The phenomenon might be explained by the content of Fe in the solution, and thus the reacted solutions were collected to measure that. Figure 5b plots the changing Fe content in the sample solutions when reused at different times. It can be seen that the content of Fe when using the 1k101 Fe-based sheet, became less and less after being reused. However, when using the 1k107 Fe-based sheet, the content increased as the reuse time increased. However, it was also found that the Fe content increased first and then decreased when using the 1j85 Fe-based sheet, and it was always obviously higher than those of the other two Fe-based sheets. Combined with the degradation efficiency in Figure 5a, it can be speculated that the amount of Fe in the reaction should be excessive for the 1j85 sheet. Furthermore, the variation of the Fe content also clearly demonstrated the different degradation efficiency in Figure 5b for the 1k101 and 1k107 sheets.

To further clarify the reaction kinetics in the microreactors, the surface morphology of the Fe-based sheets before and after being reused five times were first investigated. As shown in Figure 6, it was found that the 1j85 sheet suffered rust corrosion, and no obvious rust was observed on the surface of the other two Fe-based sheets. The surface roughness (RMS) of the 1k101 Fe-based sheet before and after the degradation reactions were measured to be 40.5 and 297.9, respectively, and those of the 1k107 were 2.7 and 14.08, and those of the 1j85 were 15.7 and 246.9. It can be concluded that all the surfaces of the Fe-based sheets became rougher after the Fenton reactions. The 1k101 sheet surface is relatively rougher, and it shows excellent degradability at the beginning. However, an oxide film will gradually form on its surface as the reactions proceed [28], which prevents contact between the solution and the sheet, resulting in significantly decreased Fe content in the solution and declined degradation efficiency. The surface of the 1k107 sheet was smooth before the reaction, and there were relatively fewer active sites on it, resulting in poor degradation. However, its surface became porous, and the solution gradually penetrated into the sheet, then the number of active sites for the Fenton reactions increased a lot.

The catalytic reactions first occur at the solid–liquid interface between the catalytic material and the reaction reagents, and its surface hydrophobicity will directly affect the contact between the reaction reagent and wastewater samples and then determine the reactor performance.

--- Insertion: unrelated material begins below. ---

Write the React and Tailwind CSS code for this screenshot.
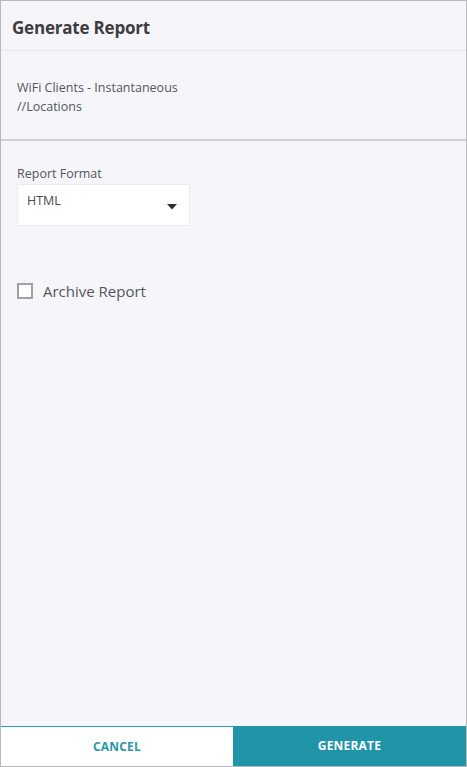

Therefore, the hydrophobicity changes of the Fe-based materials were investigated during their recycle used by measuring their contact angles to optimize the reuse of the reactor.

The contact angles on the Fe-based sheets before and after being reused five times were also measured, and the images are exhibited in Figure 6b. The initial 1k107 contact angle was 85.8°, while the contact angle of 1k107, after being reused five times, decreased to 37.8°, and there was little change in the contact angle of1k101 and 1j85. It is obvious that the hydrophilicity of the 1k107 sheet was much improved after being reused five times, while those of the other two changed a little. After being reused several times, the ameliorative surface hydrophilicity of the 1k107 sheet improved the contact between it and the solution samples so as to accelerate the Fenton reactions at the solid–liquid surface, which may also be one of the reasons for its enhanced degradability when reused in the microreactors.

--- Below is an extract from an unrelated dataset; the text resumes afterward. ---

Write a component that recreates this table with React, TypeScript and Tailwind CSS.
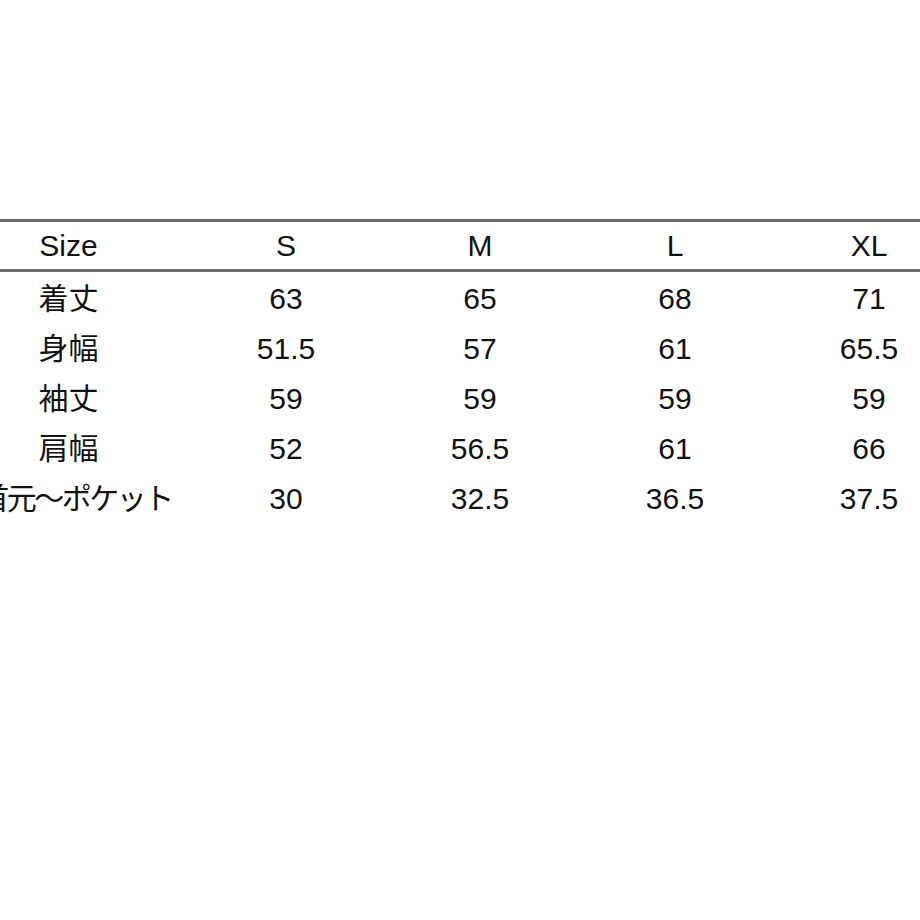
import React from "react";

const headers = ["Size", "S", "M", "L", "XL"];

const rows = [
  ["着丈", "63", "65", "68", "71"],
  ["身幅", "51.5", "57", "61", "65.5"],
  ["袖丈", "59", "59", "59", "59"],
  ["肩幅", "52", "56.5", "61", "66"],
  ["首元〜ポケット", "30", "32.5", "36.5", "37.5"],
];

// column centres at 69 / 286 / 480 / 675 / 869
const cols = "grid grid-cols-[217px_218px_170px_220px_168px] ml-[-40px] w-[993px]";

const App = () => {
  return (
    <div
      className="w-[920px] h-[920px] bg-white overflow-hidden pt-[219px] text-[#111] text-[30px]"
      style={{ fontFamily: '"Liberation Sans", Arial, "Noto Sans CJK JP", sans-serif' }}
    >
      {/* header */}
      <div className="border-t-[3px] border-b-[3px] border-[#6e6e6e] w-[920px]">
        <div className={`${cols} h-[47px] items-center`}>
          {headers.map((h, i) => (
            <div key={i} className="text-center leading-none whitespace-nowrap">
              {h}
            </div>
          ))}
        </div>
      </div>

      {/* body */}
      <div className="pt-[2px]">
        {rows.map((row, r) => (
          <div key={r} className={`${cols} h-[50px] items-center`}>
            {row.map((cell, i) => (
              <div
                key={i}
                className={
                  i === 0 && cell.length > 4
                    ? "text-center leading-none whitespace-nowrap tracking-[-2.5px] pl-[14px]"
                    : "text-center leading-none whitespace-nowrap"
                }
              >
                {cell}
              </div>
            ))}
          </div>
        ))}
      </div>
    </div>
  );
};

export default App;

3.5. Effect of the Light Irradiation

To investigate the effect of light irradiation on the photo-Fenton microreactor [28], portable UV lamps with light irradiations of 365 nm and 254 nm were employed to activate the photo-Fenton reactions in the microreactors. Here the flow rate was fixed to be 50 μL/min, and the concentration of H₂O₂ was adjusted at the best respective reaction condition (66 mM for 1k101, 1j85 and hollow, 84 mM for 1k107). Considering the effect of light irradiation itself, the control experiment was also conducted, and a hollow microreactor without any Fe-based sheet was used to degrade MB under the same irradiation conditions as above. Figure 7 shows the degradation efficiency under light irradiation and in a dark environment when using the microreactors with and without different Fe-based sheets. The pentagon-marked orange cylinder represents the degradation efficiency when using the hollow device. As seen, only about 3% of MB in the solution was degraded under the dark conditions for the weak effect of H₂O₂ interacting with MB directly. Under the irradiation with UV light (365 nm and 254 nm), the degradation efficiency increased a little to 7.62% and 8.23%, respectively. Therefore, the effect of irradiation itself is small and can be ignored. The circle-marked blue cylinder represents the degradation efficiency when using the 1j85 sheet. According to the results shown in the figures and analyses mentioned before, MB can still be almost completely degraded under dark conditions. The triangle-marked green cylinder and the square-marked red cylinder represent the degradation efficiency when using the 1k101 and 1k107 sheets, respectively. It can be seen that UV light irradiation promoted MB degradation, and the performance of the microreactors after being irradiated with the 254 nm UV light source seems better than that of using the 365 nm UV light source.

4. Conclusions

In this work, an optofluidic Fenton reaction platform was constructed to study the availability of three kinds of Fe-based materials for water treatment, including 1k101, 1k107, and 1j85. It was found that the microreactors implanted with different Fe-based materials exhibited different features when regulating the H₂O₂ concentration, flow rate, and light irradiation. The experimental results show that 1j85 exhibits excellent performance in various reaction conditions and recycling, and the reaction rate can reach 23.4%/s at the flow rate of 330 μL/min. However, serious surface corrosion occurred, and its durability needs to be further verified in practical application. Both 1k101 and 1k107 could obtain enhanced degradability by regulating the reaction conditions in the microreactors, and the former surface will gradually be covered by an oxide layer resulting in dramatically reduced reaction efficiency, which is not suitable for being reused in practical applications. The latter shows enhanced degradability after being reused five times without obvious corrosion, and the degradation efficiency reached up to >95%. Thus, it exhibits the best practicability and is adapted to be used for wastewater treatment.